• _Data shown_:
-------------------------
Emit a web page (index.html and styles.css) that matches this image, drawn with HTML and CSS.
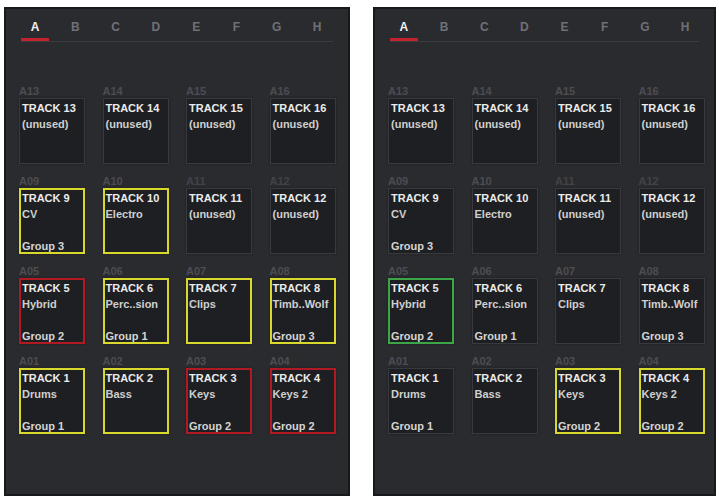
-------------------------
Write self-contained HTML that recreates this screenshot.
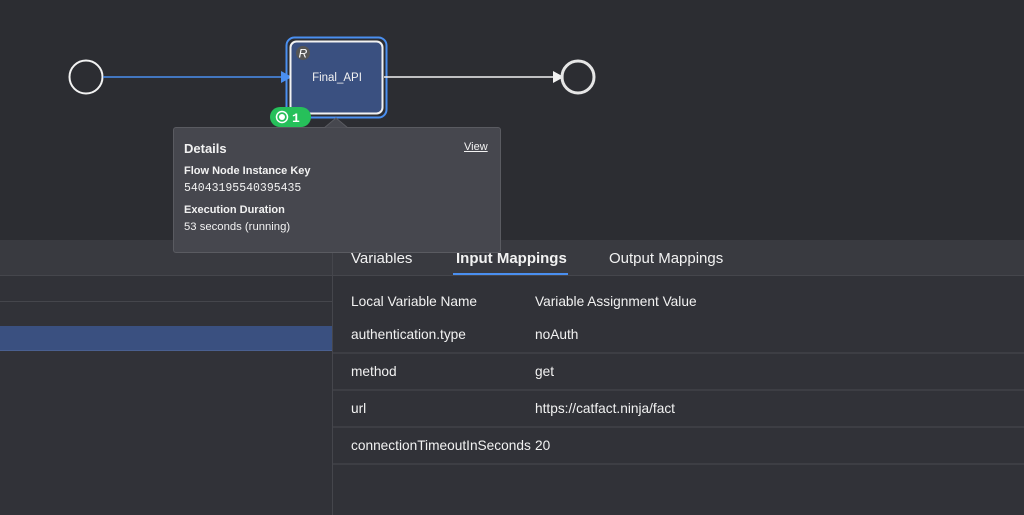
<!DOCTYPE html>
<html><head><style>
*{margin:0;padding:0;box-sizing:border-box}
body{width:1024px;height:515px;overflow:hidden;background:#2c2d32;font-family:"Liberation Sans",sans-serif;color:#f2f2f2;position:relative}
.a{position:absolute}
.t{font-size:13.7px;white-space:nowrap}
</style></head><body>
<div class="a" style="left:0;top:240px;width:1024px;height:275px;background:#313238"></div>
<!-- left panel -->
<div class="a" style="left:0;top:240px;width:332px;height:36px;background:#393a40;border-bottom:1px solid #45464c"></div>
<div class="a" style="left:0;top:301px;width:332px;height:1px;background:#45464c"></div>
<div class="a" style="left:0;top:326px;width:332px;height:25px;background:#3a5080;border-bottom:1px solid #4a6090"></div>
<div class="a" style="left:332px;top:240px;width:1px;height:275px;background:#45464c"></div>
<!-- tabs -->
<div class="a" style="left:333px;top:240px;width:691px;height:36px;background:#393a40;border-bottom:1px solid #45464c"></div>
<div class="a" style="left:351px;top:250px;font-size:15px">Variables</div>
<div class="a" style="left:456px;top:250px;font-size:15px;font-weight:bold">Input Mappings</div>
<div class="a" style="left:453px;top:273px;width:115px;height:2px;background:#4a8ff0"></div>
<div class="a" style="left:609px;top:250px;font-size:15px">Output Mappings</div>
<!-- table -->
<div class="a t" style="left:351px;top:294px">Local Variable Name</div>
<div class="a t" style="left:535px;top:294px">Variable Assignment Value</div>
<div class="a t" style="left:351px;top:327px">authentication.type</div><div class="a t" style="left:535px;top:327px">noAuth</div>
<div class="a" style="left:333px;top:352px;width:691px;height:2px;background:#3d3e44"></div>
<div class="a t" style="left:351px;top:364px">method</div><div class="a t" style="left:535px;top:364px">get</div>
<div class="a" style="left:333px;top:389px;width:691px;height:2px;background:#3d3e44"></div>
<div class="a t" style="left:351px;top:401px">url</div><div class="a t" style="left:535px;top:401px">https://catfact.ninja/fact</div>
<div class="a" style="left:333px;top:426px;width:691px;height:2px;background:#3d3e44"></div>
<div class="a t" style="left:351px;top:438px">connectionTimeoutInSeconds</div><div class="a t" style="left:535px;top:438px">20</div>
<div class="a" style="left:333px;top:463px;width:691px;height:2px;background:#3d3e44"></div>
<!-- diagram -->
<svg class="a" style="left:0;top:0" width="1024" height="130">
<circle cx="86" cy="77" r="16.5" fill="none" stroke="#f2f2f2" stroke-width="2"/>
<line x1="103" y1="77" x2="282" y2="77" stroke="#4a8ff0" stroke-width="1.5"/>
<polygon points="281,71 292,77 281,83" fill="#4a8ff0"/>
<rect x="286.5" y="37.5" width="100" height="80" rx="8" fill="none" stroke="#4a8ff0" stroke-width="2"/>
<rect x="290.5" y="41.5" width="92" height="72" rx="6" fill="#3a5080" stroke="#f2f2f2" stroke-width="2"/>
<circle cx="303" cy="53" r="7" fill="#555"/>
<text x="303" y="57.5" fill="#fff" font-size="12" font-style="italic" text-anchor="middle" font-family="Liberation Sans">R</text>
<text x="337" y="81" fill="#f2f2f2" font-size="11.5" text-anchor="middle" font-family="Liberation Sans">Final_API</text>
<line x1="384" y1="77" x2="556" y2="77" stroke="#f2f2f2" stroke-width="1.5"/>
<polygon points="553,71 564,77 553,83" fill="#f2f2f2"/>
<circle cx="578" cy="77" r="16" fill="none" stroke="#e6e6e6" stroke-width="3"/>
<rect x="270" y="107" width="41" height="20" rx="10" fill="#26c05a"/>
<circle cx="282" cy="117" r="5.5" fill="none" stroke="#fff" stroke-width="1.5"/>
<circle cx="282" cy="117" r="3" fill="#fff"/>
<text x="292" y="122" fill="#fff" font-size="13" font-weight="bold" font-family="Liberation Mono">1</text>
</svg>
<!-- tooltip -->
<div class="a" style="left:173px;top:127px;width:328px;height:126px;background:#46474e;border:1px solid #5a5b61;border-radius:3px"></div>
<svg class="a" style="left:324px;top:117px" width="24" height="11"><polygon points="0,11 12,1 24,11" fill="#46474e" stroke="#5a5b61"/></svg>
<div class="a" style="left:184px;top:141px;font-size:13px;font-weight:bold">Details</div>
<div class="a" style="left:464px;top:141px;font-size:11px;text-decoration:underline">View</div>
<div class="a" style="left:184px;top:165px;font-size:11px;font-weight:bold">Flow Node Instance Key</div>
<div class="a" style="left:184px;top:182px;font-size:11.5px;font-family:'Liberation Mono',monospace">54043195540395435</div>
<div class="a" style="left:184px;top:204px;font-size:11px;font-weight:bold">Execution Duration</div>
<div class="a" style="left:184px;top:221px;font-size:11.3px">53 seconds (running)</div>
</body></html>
-------------------------
• _Your task_: Copy out each line of the data containing the string "this".

• _Response_:
Emit a web page (index.html and styles.css) that matches this image, drawn with HTML and CSS.
Write self-contained HTML that recreates this screenshot.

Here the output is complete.